Abstract

People who use drugs (PWUD) commonly experience housing instability due to intersecting structural vulnerabilities (e.g., drug prohibition, discriminatory housing policies), and prejudicial or illegal evictions are common. In Vancouver, Canada, evictions have proliferated in the Downtown Eastside, a historically low-income neighbourhood with high rates of drug use and housing instability, resulting in many PWUD being evicted into homelessness. This study characterizes housing trajectories of recently-evicted PWUD through the lens of the institutional circuit of homelessness, and explores how wider contexts of structural vulnerability shape experiences within this. Qualitative interviews were conducted with PWUD recently evicted in the Downtown Eastside (<60 days). Peer research assistants recruited 58 PWUD through outreach activities. All PWUD participated in baseline interviews on the causes and contexts of evictions. Follow-up interviews were completed with 41 participants 3–6 months later, focusing on longer-term impacts of eviction, including housing trajectories. Most participants were evicted into homelessness, remaining so at follow-up. Participants described patterns of residential instability consisting of frequent cycling between shelters, streets, and kin-based networks. While participants normalized this cycling as characteristic of their marginalized social positions, narratives revealed how the demands of the institutional circuit deepened vulnerabilities and prolonged experiences of homelessness. Experiences were framed by participants' (in)ability to navigate survival needs (e.g., shelter, drug use), with tensions and trade-offs between needs increasing participants' and their peers' risks of harms.
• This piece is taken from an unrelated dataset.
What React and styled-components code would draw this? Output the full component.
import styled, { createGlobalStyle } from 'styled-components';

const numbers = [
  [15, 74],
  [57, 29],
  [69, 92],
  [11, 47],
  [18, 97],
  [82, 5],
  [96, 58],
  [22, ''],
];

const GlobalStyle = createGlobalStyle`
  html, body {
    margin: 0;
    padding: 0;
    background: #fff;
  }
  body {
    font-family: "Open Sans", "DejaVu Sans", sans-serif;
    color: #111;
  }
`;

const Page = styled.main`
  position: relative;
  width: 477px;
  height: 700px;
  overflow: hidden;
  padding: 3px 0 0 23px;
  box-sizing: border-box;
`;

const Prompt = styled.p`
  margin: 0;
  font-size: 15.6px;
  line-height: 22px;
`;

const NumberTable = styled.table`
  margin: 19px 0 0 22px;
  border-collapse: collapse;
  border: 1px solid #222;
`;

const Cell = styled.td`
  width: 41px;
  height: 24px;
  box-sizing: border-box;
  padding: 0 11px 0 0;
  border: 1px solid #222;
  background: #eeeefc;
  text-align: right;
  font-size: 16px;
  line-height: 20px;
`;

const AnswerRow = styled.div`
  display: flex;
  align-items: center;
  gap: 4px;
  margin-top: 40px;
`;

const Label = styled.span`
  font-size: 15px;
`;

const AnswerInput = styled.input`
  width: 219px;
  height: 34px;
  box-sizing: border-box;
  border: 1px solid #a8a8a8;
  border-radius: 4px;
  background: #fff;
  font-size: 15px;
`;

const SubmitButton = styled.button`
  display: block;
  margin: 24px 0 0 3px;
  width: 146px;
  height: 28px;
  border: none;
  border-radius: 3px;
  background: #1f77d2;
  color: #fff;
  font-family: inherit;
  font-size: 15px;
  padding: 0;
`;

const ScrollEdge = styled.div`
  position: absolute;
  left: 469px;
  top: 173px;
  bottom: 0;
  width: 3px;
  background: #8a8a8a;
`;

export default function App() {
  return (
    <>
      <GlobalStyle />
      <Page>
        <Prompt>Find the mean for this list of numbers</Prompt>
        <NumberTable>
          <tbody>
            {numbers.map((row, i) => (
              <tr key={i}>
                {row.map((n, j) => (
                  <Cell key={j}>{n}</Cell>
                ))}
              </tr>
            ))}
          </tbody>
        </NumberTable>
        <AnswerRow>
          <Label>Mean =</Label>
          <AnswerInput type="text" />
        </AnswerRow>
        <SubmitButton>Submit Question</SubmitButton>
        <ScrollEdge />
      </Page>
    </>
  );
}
Constructions of agency further shaped experiences; accounts highlighted tensions between the control inherent to indoor spaces and participants’ need for autonomy. Findings demonstrate how the demands of the institutional circuit foregrounded structural vulnerabilities to perpetuate cycles of instability. Interventions that address survival needs and preserve agency will be necessary to mitigate risks within the institutional circuit, in tandem with upstream interventions that target housing vulnerability and broader social-structural conditions (e.g., poverty, affordability) that entrap recently-evicted PWUD in the institutional circuit.